Nazish is the founding General Secretary of the All Odisha Urdu Teachers Association and one of the founding members of the Odisha Urdu Academy. He has also served as a member of the Odisha State Haj Committee and the Odisha State Board of Madrasa Education. In addition, he is the Vice President of the Urdu Writers Guild and Jamiat Ulema-e-Odisha (A) and has also served as the General Secretary (Nazim-e-'Umūmi) of Jamiat Ulema-e-Odisha.

He also established two madrasas in Cuttack, one in Odia Bazaar and the other in Kaisar Nagar. He played a pivotal role in establishing the Muslim Welfare Society in CDA (New Cuttack).
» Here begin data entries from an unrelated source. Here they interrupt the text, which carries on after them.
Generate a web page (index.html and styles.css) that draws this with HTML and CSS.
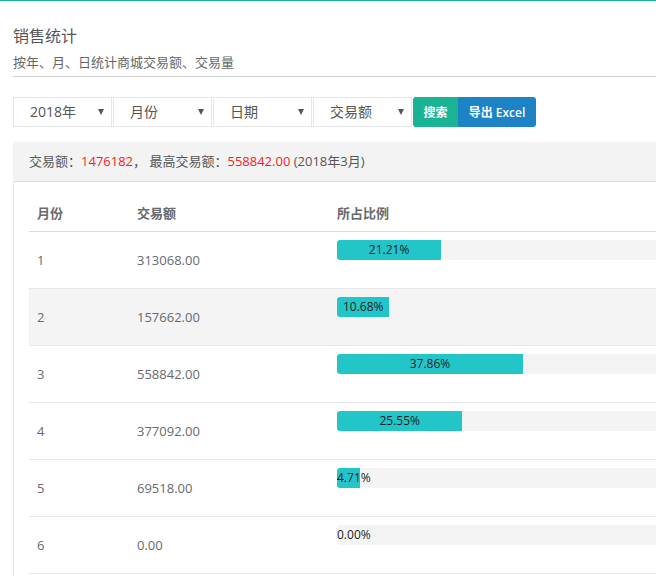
FILE: index.html
```html
<!DOCTYPE html>
<html lang="zh-CN">
<head>
<meta charset="utf-8">
<title>销售统计</title>
<link rel="stylesheet" href="styles.css">
</head>
<body>
<div class="page">
  <div class="inner">
    <div class="head">
      <h2 class="title">销售统计</h2>
      <p class="subtitle">按年、月、日统计商城交易额、交易量</p>
    </div>
    <div class="toolbar">
      <div class="select"><span>2018年</span><i class="caret"></i></div>
      <div class="select"><span>月份</span><i class="caret"></i></div>
      <div class="select"><span>日期</span><i class="caret"></i></div>
      <div class="select"><span>交易额</span><i class="caret"></i></div>
      <div class="btns">
        <button class="btn btn-green">搜索</button>
        <button class="btn btn-blue">导出 Excel</button>
      </div>
    </div>
    <div class="ibox">
      <div class="ibox-title">交易额：<span class="red">1476182</span>， 最高交易额：<span class="red">558842.00</span> (2018年3月)</div>
      <div class="ibox-content">
        <table class="table">
          <colgroup><col class="c1"><col class="c2"><col class="c3"></colgroup>
          <thead>
            <tr><th>月份</th><th>交易额</th><th>所占比例</th></tr>
          </thead>
          <tbody>
            <tr><td>1</td><td>313068.00</td><td><div class="progress"><div class="bar" style="width:21.21%">21.21%</div></div></td></tr>
            <tr class="hover"><td>2</td><td>157662.00</td><td><div class="progress"><div class="bar" style="width:10.68%">10.68%</div></div></td></tr>
            <tr><td>3</td><td>558842.00</td><td><div class="progress"><div class="bar" style="width:37.86%">37.86%</div></div></td></tr>
            <tr><td>4</td><td>377092.00</td><td><div class="progress"><div class="bar" style="width:25.55%">25.55%</div></div></td></tr>
            <tr><td>5</td><td>69518.00</td><td><div class="progress"><div class="bar" style="width:4.71%">4.71%</div></div></td></tr>
            <tr><td>6</td><td>0.00</td><td><div class="progress"><div class="bar" style="width:0%">0.00%</div></div></td></tr>
          </tbody>
        </table>
      </div>
    </div>
  </div>
</div>
</body>
</html>
```
FILE: styles.css
```css
html, body {
  margin: 0;
  padding: 0;
  overflow: hidden;
  background: #fff;
}
body {
  font-family: "Open Sans", "Noto Sans CJK SC", sans-serif;
  font-size: 13px;
  color: #676a6c;
}
.page {
  border-top: 1px solid #1ab394;
  width: 656px;
  height: 575px;
  overflow: hidden;
}
.inner {
  width: 900px;
  padding-left: 13px;
}
.head {
  padding-top: 25px;
  padding-bottom: 4px;
  border-bottom: 1px solid #cfcfcf;
}
.title {
  margin: 0;
  font-size: 16px;
  font-weight: normal;
  line-height: 20px;
  color: #555;
}
.subtitle {
  margin: 6px 0 0;
  font-size: 13px;
  line-height: 20px;
  color: #666;
}
.toolbar {
  display: flex;
  margin-top: 20px;
  height: 30px;
  gap: 1px;
}
.select {
  box-sizing: border-box;
  width: 99px;
  height: 30px;
  border: 1px solid #e5e6e7;
  display: flex;
  align-items: center;
  justify-content: space-between;
  padding: 0 7px 0 16px;
  font-size: 14px;
  color: #555;
  line-height: 20px;
}
.caret {
  width: 0;
  height: 0;
  border-left: 3px solid transparent;
  border-right: 3px solid transparent;
  border-top: 6px solid #555;
}
.btns {
  display: flex;
}
.btn {
  border: 0;
  height: 30px;
  padding: 0;
  color: #fff;
  font-family: "Open Sans", "Noto Sans CJK SC", sans-serif;
  font-size: 12px;
  font-weight: 600;
}
.btn-green {
  width: 45px;
  background: #1ab394;
  border-radius: 3px 0 0 3px;
}
.btn-blue {
  width: 78px;
  background: #1c84c6;
  border-radius: 0 3px 3px 0;
}
.ibox {
  margin-top: 15px;
}
.ibox-title {
  background: #f3f3f3;
  border-bottom: 1px solid #dcdcdc;
  border-radius: 3px 0 0 0;
  height: 39px;
  line-height: 39px;
  padding-left: 16px;
  font-size: 13px;
  color: #555;
}
.red {
  color: #ff1a1a;
}
.ibox-content {
  border-left: 1px solid #e7e7e7;
  padding: 13px 0 20px 15px;
}
.table {
  border-collapse: collapse;
  table-layout: fixed;
  width: 807px;
}
.c1 { width: 100px; }
.c2 { width: 200px; }
.c3 { width: 507px; }
.table th {
  text-align: left;
  font-weight: bold;
  padding: 8px;
  line-height: 20px;
  border-bottom: 1px solid #dcdcdc;
  color: #676a6c;
}
.table td {
  padding: 8px;
  line-height: 20px;
  vertical-align: middle;
  border-top: 1px solid #e7e7e7;
  color: #676a6c;
}
.table tbody tr:first-child td {
  border-top: 0;
}
.table tr.hover td {
  background: #f4f4f4;
}
.table tbody tr:last-child td {
  border-bottom: 1px solid #e7e7e7;
}
.progress {
  height: 20px;
  margin-bottom: 20px;
  background: #f4f4f4;
  border-radius: 3px;
  width: 491px;
  overflow: visible;
}
.bar {
  height: 20px;
  background: #23c6c8;
  border-radius: 3px 0 0 3px;
  color: #222;
  font-size: 12px;
  line-height: 20px;
  text-align: center;
  white-space: nowrap;
}
```
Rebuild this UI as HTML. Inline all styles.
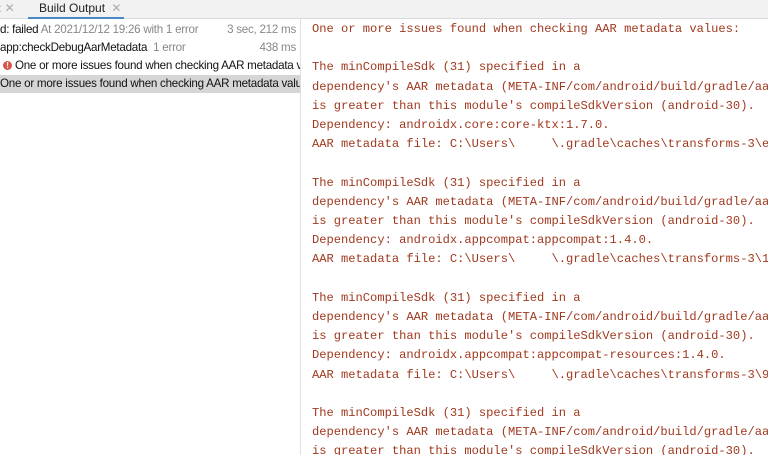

Nazish has contributed to curriculum development for Urdu and Persian textbooks from Grade 1 to Grade 10, including grammar and textbooks for the Diploma in Elementary Education.

His book Aks-e-Baseerat has been included in the Fazil-e-Urdu syllabus of the Odisha State Madrasa Education Board and the +3 (Urdu Honours) curriculum of Utkal University.

== Awards and honours ==
Nazish has been honored for his contributions to education, literature, and social welfare. These include the Odisha Swabhiman Award (1988), Sama Institute Award (2008), and the Minority Community Development Society Award (2011). He was also awarded the Najmi Academy Award in 2016 and was recognized by Sada-e-Odisha in 2019.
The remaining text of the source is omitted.